- [Goal of the exercise]:
Exclude images, then output the remaining data verbatim.
======== Material
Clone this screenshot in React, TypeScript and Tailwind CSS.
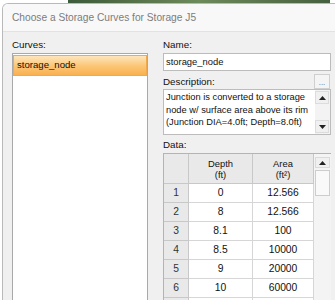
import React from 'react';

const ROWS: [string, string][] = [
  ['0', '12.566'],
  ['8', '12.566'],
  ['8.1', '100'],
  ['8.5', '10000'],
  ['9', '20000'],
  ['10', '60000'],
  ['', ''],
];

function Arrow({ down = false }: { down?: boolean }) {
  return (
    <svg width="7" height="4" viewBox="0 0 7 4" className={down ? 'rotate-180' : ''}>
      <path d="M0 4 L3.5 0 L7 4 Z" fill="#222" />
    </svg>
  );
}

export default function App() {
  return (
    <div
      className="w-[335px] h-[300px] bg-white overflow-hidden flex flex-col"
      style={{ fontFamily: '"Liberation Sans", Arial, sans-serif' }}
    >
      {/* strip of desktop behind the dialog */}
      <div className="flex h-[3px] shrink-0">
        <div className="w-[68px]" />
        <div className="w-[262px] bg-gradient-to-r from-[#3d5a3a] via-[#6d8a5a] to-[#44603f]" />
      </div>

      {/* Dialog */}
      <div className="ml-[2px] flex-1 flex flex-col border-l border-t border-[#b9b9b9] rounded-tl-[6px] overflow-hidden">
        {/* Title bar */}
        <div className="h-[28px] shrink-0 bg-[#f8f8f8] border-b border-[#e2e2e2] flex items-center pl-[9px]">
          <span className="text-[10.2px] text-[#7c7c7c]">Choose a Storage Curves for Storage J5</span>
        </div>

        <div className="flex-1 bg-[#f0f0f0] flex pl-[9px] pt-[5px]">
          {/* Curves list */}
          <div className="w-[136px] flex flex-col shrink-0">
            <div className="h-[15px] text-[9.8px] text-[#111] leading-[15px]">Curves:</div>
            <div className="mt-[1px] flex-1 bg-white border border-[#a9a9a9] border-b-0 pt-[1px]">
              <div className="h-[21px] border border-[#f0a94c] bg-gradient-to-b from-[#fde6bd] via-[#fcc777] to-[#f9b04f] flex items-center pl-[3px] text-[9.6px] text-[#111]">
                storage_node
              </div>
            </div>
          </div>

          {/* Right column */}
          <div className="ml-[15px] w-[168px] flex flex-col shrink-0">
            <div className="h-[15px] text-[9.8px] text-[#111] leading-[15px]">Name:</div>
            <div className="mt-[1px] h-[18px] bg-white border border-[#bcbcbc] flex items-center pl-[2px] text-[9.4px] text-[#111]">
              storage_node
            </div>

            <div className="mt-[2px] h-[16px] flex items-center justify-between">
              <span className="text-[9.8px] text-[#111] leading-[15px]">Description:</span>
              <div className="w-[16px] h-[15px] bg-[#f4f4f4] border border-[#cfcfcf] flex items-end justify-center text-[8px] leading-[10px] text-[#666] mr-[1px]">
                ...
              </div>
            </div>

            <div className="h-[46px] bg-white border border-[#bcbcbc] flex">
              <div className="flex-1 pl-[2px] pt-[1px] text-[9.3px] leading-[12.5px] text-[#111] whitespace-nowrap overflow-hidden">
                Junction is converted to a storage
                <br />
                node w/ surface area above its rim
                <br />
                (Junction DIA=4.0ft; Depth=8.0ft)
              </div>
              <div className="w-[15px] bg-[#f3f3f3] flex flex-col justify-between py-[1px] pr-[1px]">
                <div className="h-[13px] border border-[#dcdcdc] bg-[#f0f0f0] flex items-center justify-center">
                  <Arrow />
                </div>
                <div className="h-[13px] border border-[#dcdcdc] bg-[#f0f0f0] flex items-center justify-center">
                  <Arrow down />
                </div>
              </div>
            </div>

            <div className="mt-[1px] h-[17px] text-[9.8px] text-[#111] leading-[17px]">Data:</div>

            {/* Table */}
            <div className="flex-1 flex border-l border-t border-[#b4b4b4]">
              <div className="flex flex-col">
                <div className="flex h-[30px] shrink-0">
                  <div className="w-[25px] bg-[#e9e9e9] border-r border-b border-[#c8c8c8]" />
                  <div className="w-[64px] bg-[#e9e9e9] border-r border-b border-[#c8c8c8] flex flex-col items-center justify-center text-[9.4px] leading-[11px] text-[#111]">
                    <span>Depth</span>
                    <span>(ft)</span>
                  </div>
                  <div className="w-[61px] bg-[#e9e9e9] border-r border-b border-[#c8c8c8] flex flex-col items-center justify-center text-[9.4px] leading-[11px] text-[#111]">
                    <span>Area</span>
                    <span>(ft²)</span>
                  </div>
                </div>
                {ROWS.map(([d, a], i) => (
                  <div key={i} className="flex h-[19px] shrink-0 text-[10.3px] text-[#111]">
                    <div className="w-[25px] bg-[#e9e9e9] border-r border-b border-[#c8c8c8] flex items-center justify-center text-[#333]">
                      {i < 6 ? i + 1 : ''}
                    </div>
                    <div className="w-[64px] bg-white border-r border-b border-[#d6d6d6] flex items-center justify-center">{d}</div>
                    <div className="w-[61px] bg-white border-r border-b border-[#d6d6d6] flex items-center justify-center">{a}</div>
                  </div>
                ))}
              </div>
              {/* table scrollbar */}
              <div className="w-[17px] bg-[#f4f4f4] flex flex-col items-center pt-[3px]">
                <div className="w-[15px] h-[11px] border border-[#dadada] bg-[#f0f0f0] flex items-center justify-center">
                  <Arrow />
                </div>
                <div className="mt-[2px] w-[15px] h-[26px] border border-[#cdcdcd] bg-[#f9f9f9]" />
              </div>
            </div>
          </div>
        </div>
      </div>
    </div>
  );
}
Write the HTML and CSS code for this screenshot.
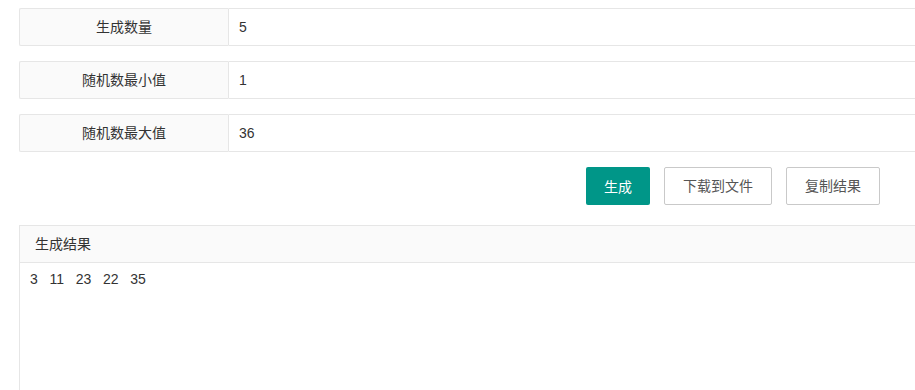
================
- [Reply to the exercise]:
Clone this screenshot in React, TypeScript and Tailwind CSS.
import React from 'react';

const ROWS: [string, string][] = [
  ['0', '12.566'],
  ['8', '12.566'],
  ['8.1', '100'],
  ['8.5', '10000'],
  ['9', '20000'],
  ['10', '60000'],
  ['', ''],
];

function Arrow({ down = false }: { down?: boolean }) {
  return (
    <svg width="7" height="4" viewBox="0 0 7 4" className={down ? 'rotate-180' : ''}>
      <path d="M0 4 L3.5 0 L7 4 Z" fill="#222" />
    </svg>
  );
}

export default function App() {
  return (
    <div
      className="w-[335px] h-[300px] bg-white overflow-hidden flex flex-col"
      style={{ fontFamily: '"Liberation Sans", Arial, sans-serif' }}
    >
      {/* strip of desktop behind the dialog */}
      <div className="flex h-[3px] shrink-0">
        <div className="w-[68px]" />
        <div className="w-[262px] bg-gradient-to-r from-[#3d5a3a] via-[#6d8a5a] to-[#44603f]" />
      </div>

      {/* Dialog */}
      <div className="ml-[2px] flex-1 flex flex-col border-l border-t border-[#b9b9b9] rounded-tl-[6px] overflow-hidden">
        {/* Title bar */}
        <div className="h-[28px] shrink-0 bg-[#f8f8f8] border-b border-[#e2e2e2] flex items-center pl-[9px]">
          <span className="text-[10.2px] text-[#7c7c7c]">Choose a Storage Curves for Storage J5</span>
        </div>

        <div className="flex-1 bg-[#f0f0f0] flex pl-[9px] pt-[5px]">
          {/* Curves list */}
          <div className="w-[136px] flex flex-col shrink-0">
            <div className="h-[15px] text-[9.8px] text-[#111] leading-[15px]">Curves:</div>
            <div className="mt-[1px] flex-1 bg-white border border-[#a9a9a9] border-b-0 pt-[1px]">
              <div className="h-[21px] border border-[#f0a94c] bg-gradient-to-b from-[#fde6bd] via-[#fcc777] to-[#f9b04f] flex items-center pl-[3px] text-[9.6px] text-[#111]">
                storage_node
              </div>
            </div>
          </div>

          {/* Right column */}
          <div className="ml-[15px] w-[168px] flex flex-col shrink-0">
            <div className="h-[15px] text-[9.8px] text-[#111] leading-[15px]">Name:</div>
            <div className="mt-[1px] h-[18px] bg-white border border-[#bcbcbc] flex items-center pl-[2px] text-[9.4px] text-[#111]">
              storage_node
            </div>

            <div className="mt-[2px] h-[16px] flex items-center justify-between">
              <span className="text-[9.8px] text-[#111] leading-[15px]">Description:</span>
              <div className="w-[16px] h-[15px] bg-[#f4f4f4] border border-[#cfcfcf] flex items-end justify-center text-[8px] leading-[10px] text-[#666] mr-[1px]">
                ...
              </div>
            </div>

            <div className="h-[46px] bg-white border border-[#bcbcbc] flex">
              <div className="flex-1 pl-[2px] pt-[1px] text-[9.3px] leading-[12.5px] text-[#111] whitespace-nowrap overflow-hidden">
                Junction is converted to a storage
                <br />
                node w/ surface area above its rim
                <br />
                (Junction DIA=4.0ft; Depth=8.0ft)
              </div>
              <div className="w-[15px] bg-[#f3f3f3] flex flex-col justify-between py-[1px] pr-[1px]">
                <div className="h-[13px] border border-[#dcdcdc] bg-[#f0f0f0] flex items-center justify-center">
                  <Arrow />
                </div>
                <div className="h-[13px] border border-[#dcdcdc] bg-[#f0f0f0] flex items-center justify-center">
                  <Arrow down />
                </div>
              </div>
            </div>

            <div className="mt-[1px] h-[17px] text-[9.8px] text-[#111] leading-[17px]">Data:</div>

            {/* Table */}
            <div className="flex-1 flex border-l border-t border-[#b4b4b4]">
              <div className="flex flex-col">
                <div className="flex h-[30px] shrink-0">
                  <div className="w-[25px] bg-[#e9e9e9] border-r border-b border-[#c8c8c8]" />
                  <div className="w-[64px] bg-[#e9e9e9] border-r border-b border-[#c8c8c8] flex flex-col items-center justify-center text-[9.4px] leading-[11px] text-[#111]">
                    <span>Depth</span>
                    <span>(ft)</span>
                  </div>
                  <div className="w-[61px] bg-[#e9e9e9] border-r border-b border-[#c8c8c8] flex flex-col items-center justify-center text-[9.4px] leading-[11px] text-[#111]">
                    <span>Area</span>
                    <span>(ft²)</span>
                  </div>
                </div>
                {ROWS.map(([d, a], i) => (
                  <div key={i} className="flex h-[19px] shrink-0 text-[10.3px] text-[#111]">
                    <div className="w-[25px] bg-[#e9e9e9] border-r border-b border-[#c8c8c8] flex items-center justify-center text-[#333]">
                      {i < 6 ? i + 1 : ''}
                    </div>
                    <div className="w-[64px] bg-white border-r border-b border-[#d6d6d6] flex items-center justify-center">{d}</div>
                    <div className="w-[61px] bg-white border-r border-b border-[#d6d6d6] flex items-center justify-center">{a}</div>
                  </div>
                ))}
              </div>
              {/* table scrollbar */}
              <div className="w-[17px] bg-[#f4f4f4] flex flex-col items-center pt-[3px]">
                <div className="w-[15px] h-[11px] border border-[#dadada] bg-[#f0f0f0] flex items-center justify-center">
                  <Arrow />
                </div>
                <div className="mt-[2px] w-[15px] h-[26px] border border-[#cdcdcd] bg-[#f9f9f9]" />
              </div>
            </div>
          </div>
        </div>
      </div>
    </div>
  );
}
Write the HTML and CSS code for this screenshot.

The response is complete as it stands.